I soggetti testati da Hayes e Pickering sono stati divisi fra esperti e non esperti. I risultati delle osservazioni mostrano come gli esperti siano più sensibili all’amaro, in media, dei non esperti. Dunque secondo gli autori esisterebbe una differenza a livello fisiologico fra gli esperti di vino e i non esperti.

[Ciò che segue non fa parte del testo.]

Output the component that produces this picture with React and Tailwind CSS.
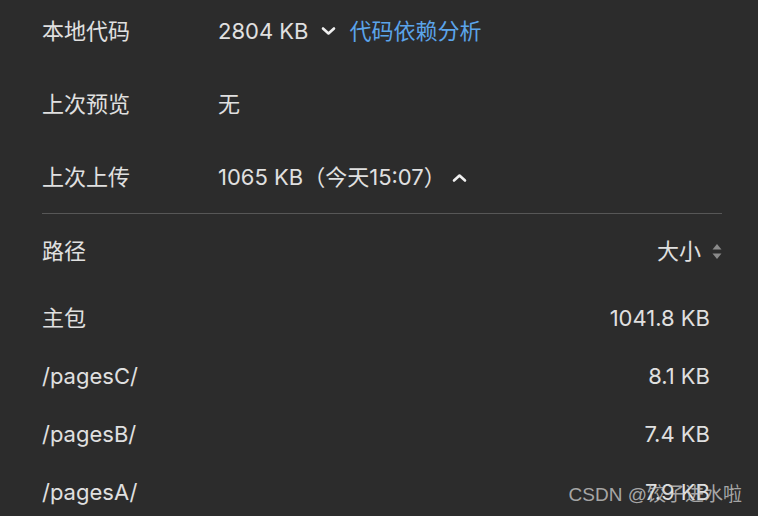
import React from "react";

const font = { fontFamily: '"Inter", "Noto Sans CJK SC", sans-serif' };

function ChevronDown() {
  return (
    <svg width="15" height="10" viewBox="0 0 15 10" className="ml-[13px]">
      <path d="M2 2.5 L7.5 7.5 L13 2.5" fill="none" stroke="#f0f0f0" strokeWidth="2.6" strokeLinecap="round" strokeLinejoin="round" />
    </svg>
  );
}

function ChevronUp() {
  return (
    <svg width="15" height="10" viewBox="0 0 15 10" className="ml-[6px] mt-[2px]">
      <path d="M2 7.5 L7.5 2.5 L13 7.5" fill="none" stroke="#f0f0f0" strokeWidth="2.6" strokeLinecap="round" strokeLinejoin="round" />
    </svg>
  );
}

function SortIcon() {
  return (
    <svg width="10" height="17" viewBox="0 0 10 17" className="ml-[11px]">
      <path d="M5 1 L9.5 6.5 L0.5 6.5 Z" fill="#8a8a8a" />
      <path d="M5 16 L9.5 10.5 L0.5 10.5 Z" fill="#8a8a8a" />
    </svg>
  );
}

const files = [
  { path: "主包", size: "1041.8 KB" },
  { path: "/pagesC/", size: "8.1 KB" },
  { path: "/pagesB/", size: "7.4 KB" },
  { path: "/pagesA/", size: "7.9 KB" },
];

export default function App() {
  return (
    <div className="relative w-[758px] h-[516px] overflow-hidden bg-[#2c2c2c] text-[#e0e0e0] text-[22px]" style={font}>
      <div className="pl-[42px] pr-[36px] pt-[16px]">
        <div className="flex flex-col gap-[43px]">
          <div className="flex items-center h-[30px]">
            <div className="w-[176px]">本地代码</div>
            <div className="flex items-center">
              <span>2804 KB</span>
              <ChevronDown />
              <span className="ml-[13px] text-[#5ba4ea]">代码依赖分析</span>
            </div>
          </div>
          <div className="flex items-center h-[30px]">
            <div className="w-[176px]">上次预览</div>
            <div>无</div>
          </div>
          <div className="flex items-center h-[30px]">
            <div className="w-[176px]">上次上传</div>
            <div className="flex items-center">
              <span>1065 KB（今天15:07）</span>
              <ChevronUp />
            </div>
          </div>
        </div>

        <div className="mt-[21px] border-t border-[#575757]" />

        <div className="flex items-center justify-between h-[30px] mt-[22px]">
          <div>路径</div>
          <div className="flex items-center">
            <span>大小</span>
            <SortIcon />
          </div>
        </div>

        <div className="flex flex-col gap-[28px] mt-[37px]">
          {files.map((f) => (
            <div key={f.path} className="flex items-center justify-between h-[30px] pr-[12px]">
              <span>{f.path}</span>
              <span>{f.size}</span>
            </div>
          ))}
        </div>
      </div>

      <div className="absolute right-[16px] bottom-[7px] text-[19px] text-[#c8c8c8]/80" style={{ fontFamily: '"Liberation Sans", "Noto Sans CJK SC", sans-serif' }}>
        CSDN @饺子进水啦
      </div>
    </div>
  );
}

Gli scienziati che studiano il senso del gusto dividono la popolazione in tre categorie, a seconda della sensibilità all’amaro. Ci sono i nontaster che non percepiscono quasi per nulla l’amaro, i taster che lo percepiscono nella media e i supertaster che invece sono molto sensibili a questo gusto. La capacità di percepire l’amaro, secondo le ipotesi evoluzioniste, è emersa con la funzione di indivuduare velocemente sostanze potenzialmente tossiche (i veleni spesso hanno un gusto amaro) nei cibi, allo scopo di evitarli. Ma l’avversione all’amaro può avere anche una contropartita negativa, perché secondo molti studi i supertaster tendono a evitare certi vegetali (i cavoli e i broccoli per esempio) e ad avere in generale una dieta più grassa e meno sana dei taster, con maggiori complicazioni per la salute, e questo spiegherebbe la sopravvivenza nella popolazione dei geni che mediano il carattere notaster. La sensibilità all’amaro dipende infatti dalla densita di recettori per questo gusto sulla lingua, carattere determinato da geni specifici.
Ma perché gli esperti di vino sarebbero tendenzialmente dei supertaster, visto che si tratta appunto di una capacità predeterminata geneticamente e non di un carattere acquisistio attraverso l’apprendimento? Secondo gli autori si tratterebbe di una sorta di “affinità elettiva”: sarebbero proprio le persone dotate di particolari capacità gustative quelle che più facilmente tenderebbero ad avvicinarsi al mondo della degustazione del vino.